Front-end source files:

######

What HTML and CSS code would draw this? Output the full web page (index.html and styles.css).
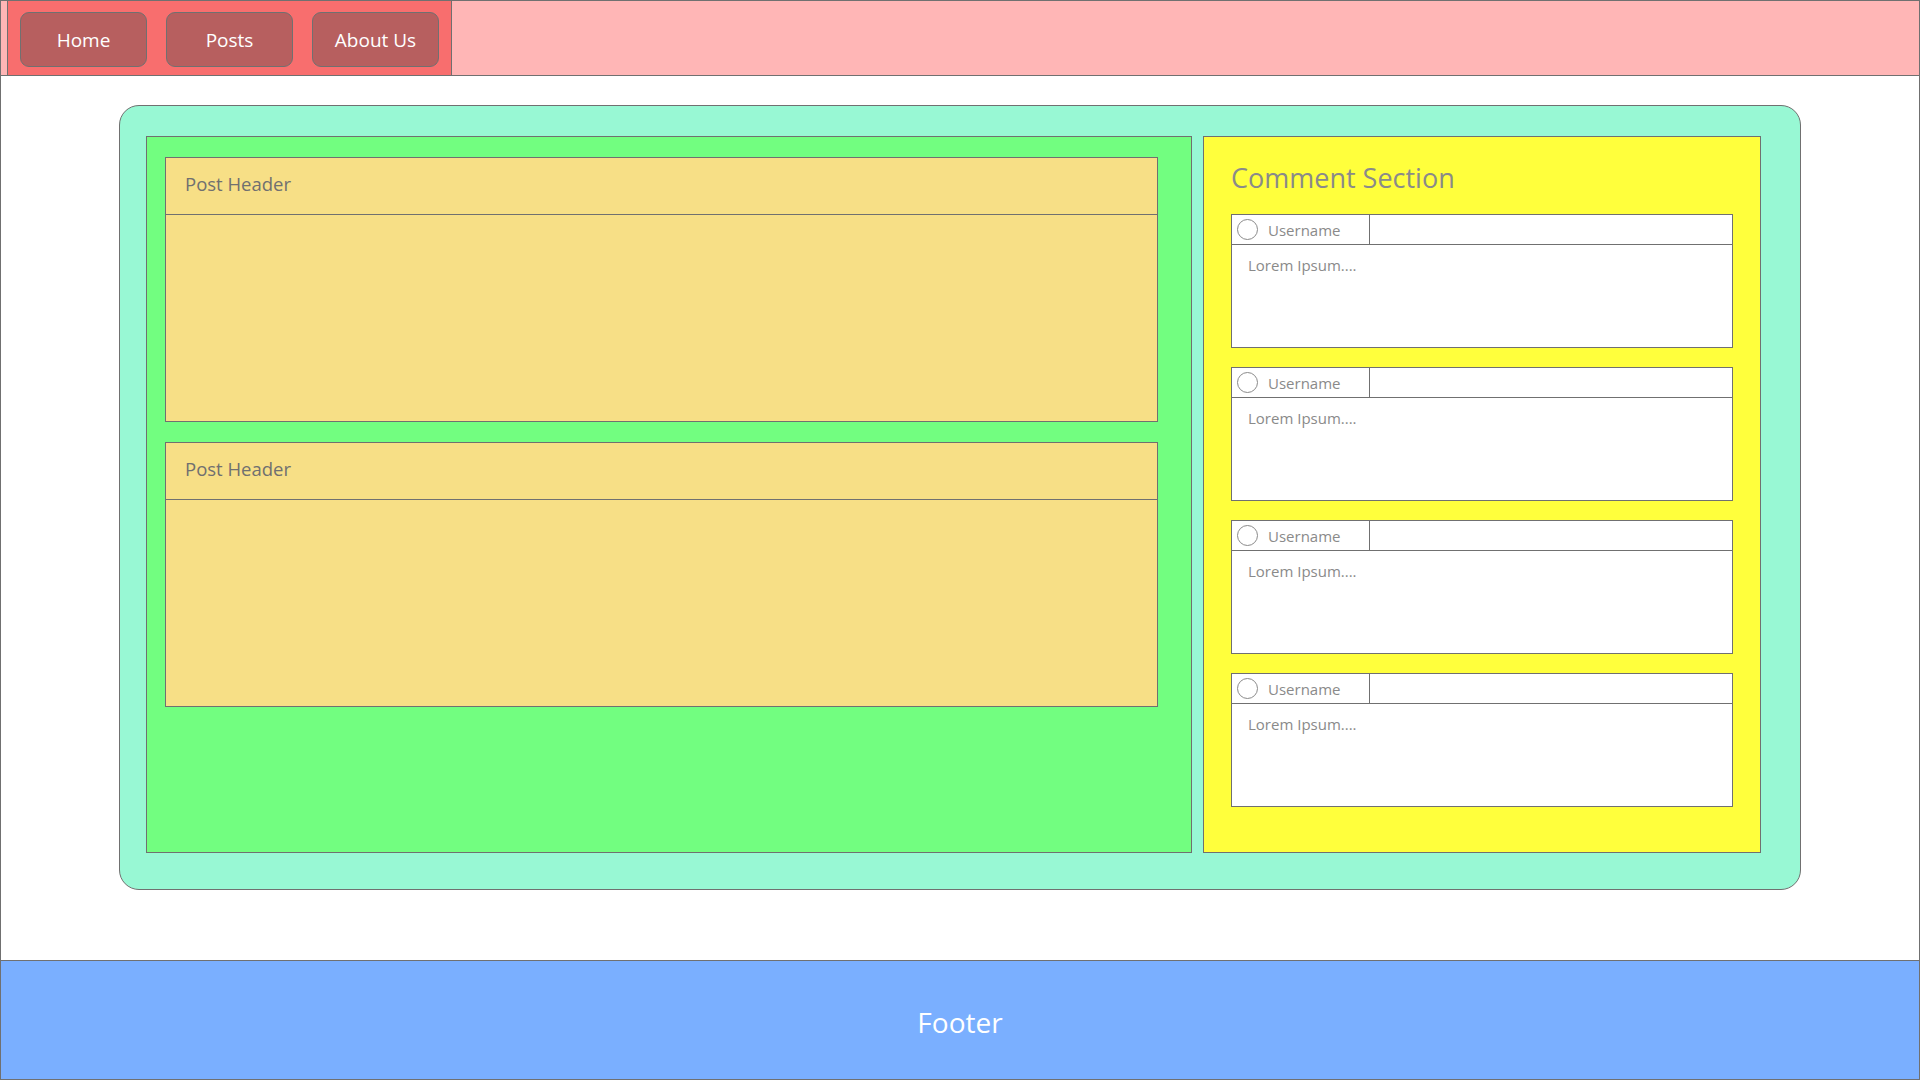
FILE: index.html
```html
<!DOCTYPE html>
<html lang="en">
<head>
<meta charset="utf-8">
<title>Blog Layout</title>
<link rel="stylesheet" href="styles.css">
</head>
<body>
<div class="page">
  <header class="site-header">
    <nav class="nav">
      <a class="nav-btn" href="#">Home</a>
      <a class="nav-btn" href="#">Posts</a>
      <a class="nav-btn" href="#">About Us</a>
    </nav>
  </header>
  <main class="main">
    <div class="container">
      <section class="posts">
        <article class="post">
          <div class="post-header">Post Header</div>
          <div class="post-body"></div>
        </article>
        <article class="post">
          <div class="post-header">Post Header</div>
          <div class="post-body"></div>
        </article>
      </section>
      <aside class="comments">
        <h2 class="comments-title">Comment Section</h2>
        <div class="comment">
          <div class="comment-head">
            <div class="user"><span class="avatar"></span><span class="username">Username</span></div>
          </div>
          <div class="comment-body">Lorem Ipsum....</div>
        </div>
        <div class="comment">
          <div class="comment-head">
            <div class="user"><span class="avatar"></span><span class="username">Username</span></div>
          </div>
          <div class="comment-body">Lorem Ipsum....</div>
        </div>
        <div class="comment">
          <div class="comment-head">
            <div class="user"><span class="avatar"></span><span class="username">Username</span></div>
          </div>
          <div class="comment-body">Lorem Ipsum....</div>
        </div>
        <div class="comment">
          <div class="comment-head">
            <div class="user"><span class="avatar"></span><span class="username">Username</span></div>
          </div>
          <div class="comment-body">Lorem Ipsum....</div>
        </div>
      </aside>
    </div>
  </main>
  <footer class="site-footer">Footer</footer>
</div>
</body>
</html>
```
FILE: styles.css
```css
* { box-sizing: border-box; }
html, body { margin: 0; padding: 0; }
body {
  font-family: "Open Sans", "Noto Sans", "Liberation Sans", sans-serif;
  background: #ffffff;
}
.page {
  width: 1920px;
  height: 1080px;
  border: 1px solid #707070;
  display: flex;
  flex-direction: column;
  overflow: hidden;
}
.site-header {
  height: 75px;
  flex: none;
  background: #ffb6b6;
  border-bottom: 1px solid #707070;
  display: flex;
}
.nav {
  margin-left: 6px;
  background: #f86e6e;
  border-left: 1px solid #707070;
  border-right: 1px solid #707070;
  display: flex;
  gap: 19px;
  padding: 11px 12px 0 12px;
}
.nav-btn {
  width: 127px;
  height: 55px;
  background: #b75f5f;
  border: 1px solid #707070;
  border-radius: 9px;
  color: #ffffff;
  text-decoration: none;
  font-size: 19px;
  display: flex;
  align-items: center;
  justify-content: center;
}
.main {
  flex: 1;
  padding: 29px 118px 0 118px;
}
.container {
  height: 785px;
  background: #98f8d4;
  border: 1px solid #707070;
  border-radius: 20px;
  padding: 30px 39px 36px 26px;
  display: flex;
  gap: 11px;
}
.posts {
  width: 1046px;
  background: #72fe80;
  border: 1px solid #707070;
  padding: 20px 33px 0 18px;
  display: flex;
  flex-direction: column;
  gap: 20px;
}
.post {
  height: 265px;
  background: #f7df86;
  border: 1px solid #707070;
  display: flex;
  flex-direction: column;
}
.post-header {
  height: 57px;
  border-bottom: 1px solid #707070;
  padding: 0 0 5px 19px;
  display: flex;
  align-items: center;
  color: #707070;
  font-size: 18.5px;
}
.post-body { flex: 1; }
.comments {
  width: 558px;
  background: #ffff3c;
  border: 1px solid #707070;
  padding: 0 27px 0 27px;
}
.comments-title {
  margin: 0;
  height: 77px;
  padding-top: 22px;
  font-weight: 400;
  font-size: 27px;
  line-height: 38px;
  color: #8a8a8a;
}
.comment {
  height: 134px;
  background: #ffffff;
  border: 1px solid #707070;
  margin-bottom: 19px;
  display: flex;
  flex-direction: column;
}
.comment-head {
  height: 30px;
  border-bottom: 1px solid #707070;
  display: flex;
}
.user {
  width: 138px;
  border-right: 1px solid #707070;
  display: flex;
  align-items: center;
  padding-left: 5px;
}
.avatar {
  width: 21px;
  height: 21px;
  border: 1px solid #8a8a8a;
  border-radius: 50%;
  margin-right: 10px;
}
.username {
  font-size: 15px;
  color: #8a8a8a;
}
.comment-body {
  flex: 1;
  padding: 10px 16px;
  font-size: 15px;
  line-height: 20px;
  color: #8a8a8a;
}
.site-footer {
  height: 119px;
  flex: none;
  background: #7aafff;
  border-top: 1px solid #707070;
  display: flex;
  align-items: center;
  justify-content: center;
  color: #ffffff;
  font-size: 28px;
  padding-top: 3px;
}
```
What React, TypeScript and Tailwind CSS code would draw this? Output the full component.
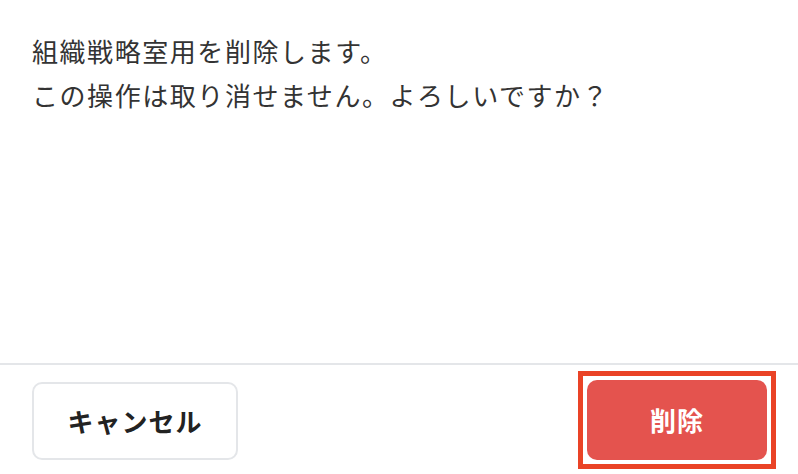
import React from "react";

export default function App() {
    return (
        <div
            className="flex h-[474px] w-[798px] flex-col bg-white text-[#333333]"
            style={{ fontFamily: '"Noto Sans CJK JP", "Noto Sans", sans-serif' }}
        >
            <div className="flex-1 px-8 pt-[29px]">
                <p className="text-[26px] leading-[44px] tracking-[0.06em]">
                    組織戦略室用を削除します。
                    <br />
                    この操作は取り消せません。よろしいですか？
                </p>
            </div>

            <div className="flex h-[111px] items-center justify-between border-t-2 border-[#e4e6e9] pl-8 pr-[22px]">
                <button
                    type="button"
                    className="mt-[2px] flex h-[78px] w-[206px] items-center justify-center rounded-[10px] border-2 border-[#e4e6e9] bg-white text-[26px] font-bold tracking-[0.04em] text-[#222222]"
                >
                    キャンセル
                </button>
                <div className="border-[5px] border-[#ea4326] p-[4px]">
                    <button
                        type="button"
                        className="flex h-[80px] w-[180px] items-center justify-center rounded-[10px] bg-[#e4534e] text-[26px] font-bold tracking-[0.04em] text-white"
                    >
                        削除
                    </button>
                </div>
            </div>
        </div>
    );
}
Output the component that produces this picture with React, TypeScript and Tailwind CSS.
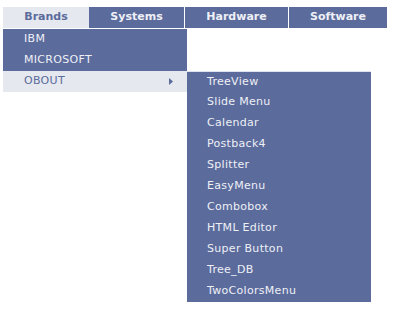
import React from 'react';

const tabs = [
  { label: 'Brands', w: 'w-[86px]', active: true },
  { label: 'Systems', w: 'w-[96px]', active: false },
  { label: 'Hardware', w: 'w-[104px]', active: false },
  { label: 'Software', w: 'w-[99px]', active: false },
];

const brands = ['IBM', 'MICROSOFT'];

const products = [
  'TreeView',
  'Slide Menu',
  'Calendar',
  'Postback4',
  'Splitter',
  'EasyMenu',
  'Combobox',
  'HTML Editor',
  'Super Button',
  'Tree_DB',
  'TwoColorsMenu',
];

const App: React.FC = () => {
  return (
    <div
      className="relative w-[398px] h-[310px] bg-white pt-[7px] pl-[3px] text-[11px]"
      style={{ fontFamily: '"DejaVu Sans", Verdana, sans-serif' }}
    >
      {/* Top bar */}
      <div className="flex h-[21px]">
        {tabs.map((tab) => (
          <div
            key={tab.label}
            className={
              tab.active
                ? `${tab.w} flex items-center justify-center font-bold bg-[#e5e8ee] text-[#5b6b9c]`
                : `${tab.w} flex items-center justify-center font-bold bg-[#5b6b9c] text-[#eef0f6] border-r border-white`
            }
          >
            {tab.label}
          </div>
        ))}
      </div>

      {/* Brands dropdown */}
      <div className="absolute top-[29px] left-[3px] w-[184px] tracking-[0.3px]">
        {brands.map((b) => (
          <div
            key={b}
            className="h-[21px] flex items-center pl-[21px] bg-[#5b6b9c] text-[#eef0f6]"
          >
            {b}
          </div>
        ))}
        <div className="relative h-[21px] flex items-center pl-[21px] bg-[#e5e8ee] text-[#5b6b9c]">
          OBOUT
          <svg
            className="absolute left-[166px] top-[7px]"
            width="4"
            height="7"
            viewBox="0 0 4 7"
          >
            <path d="M0 0 L4 3.5 L0 7 Z" fill="#5b6b9c" />
          </svg>

          {/* Sub menu */}
          <div className="absolute left-full top-0 w-[184px] bg-[#5b6b9c] border-t border-[#dfe3ee]">
            {products.map((p, i) => (
              <div
                key={p}
                className={`${i === 0 ? 'h-[20px]' : 'h-[21px]'} flex items-center pl-[20px] text-[#eef0f6]`}
              >
                {p}
              </div>
            ))}
          </div>
        </div>
      </div>
    </div>
  );
};

export default App;
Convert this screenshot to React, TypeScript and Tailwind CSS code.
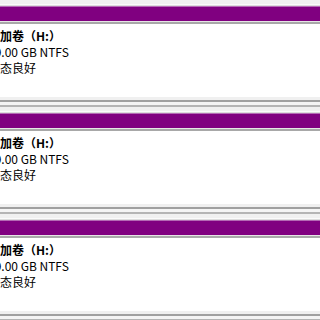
const VOLUMES = [0, 1, 2];

function VolumeBlock() {
  return (
    <div className="flex flex-col">
      <div className="h-[4px] bg-[#f0f0f0]" />
      <div className="h-[1px] bg-[#fafafa]" />
      <div className="h-[1px] bg-[#dcdcdc]" />
      <div className="h-[1px] bg-[#b46ab4]" />
      <div className="h-[14px] bg-[#800080]" />
      <div className="h-[1px] bg-[#e6e6e6]" />
      <div className="h-[2px] bg-[#a8a8a8]" />
      <div className="h-[73px] bg-white pt-[4px]">
        <div className="ml-[-12px] text-[12px] leading-[16px] text-black whitespace-nowrap">
          <div className="font-bold">新加卷（H:）</div>
          <div>59.00 GB NTFS</div>
          <div>状态良好</div>
        </div>
      </div>
      <div className="h-[3px] bg-[#f0f0f0]" />
      <div className="h-[2px] bg-[#a0a0a0]" />
      <div className="h-[3px] bg-[#f4f4f4]" />
      <div className="h-[2px] bg-[#b4b4b4]" />
    </div>
  );
}

export default function App() {
  return (
    <div
      className="w-[320px] h-[320px] overflow-hidden bg-[#f0f0f0]"
      style={{ fontFamily: '"Noto Sans CJK SC", "Noto Sans", sans-serif' }}
    >
      {VOLUMES.map((v) => (
        <VolumeBlock key={v} />
      ))}
    </div>
  );
}
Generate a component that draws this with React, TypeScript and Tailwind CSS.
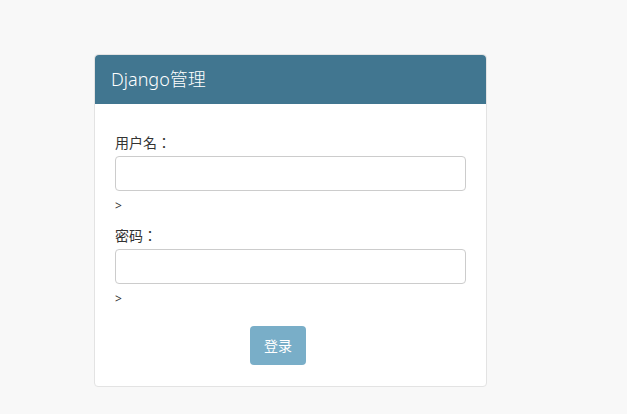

######

Copy exactly the stretch of lines that starts at the line holding "Convert this screenshot" and ends at the line holding "const VOLUMES = [0, 1, 2];". Drop the pictures.

◆ Full solution
Convert this screenshot to React, TypeScript and Tailwind CSS code.
const VOLUMES = [0, 1, 2];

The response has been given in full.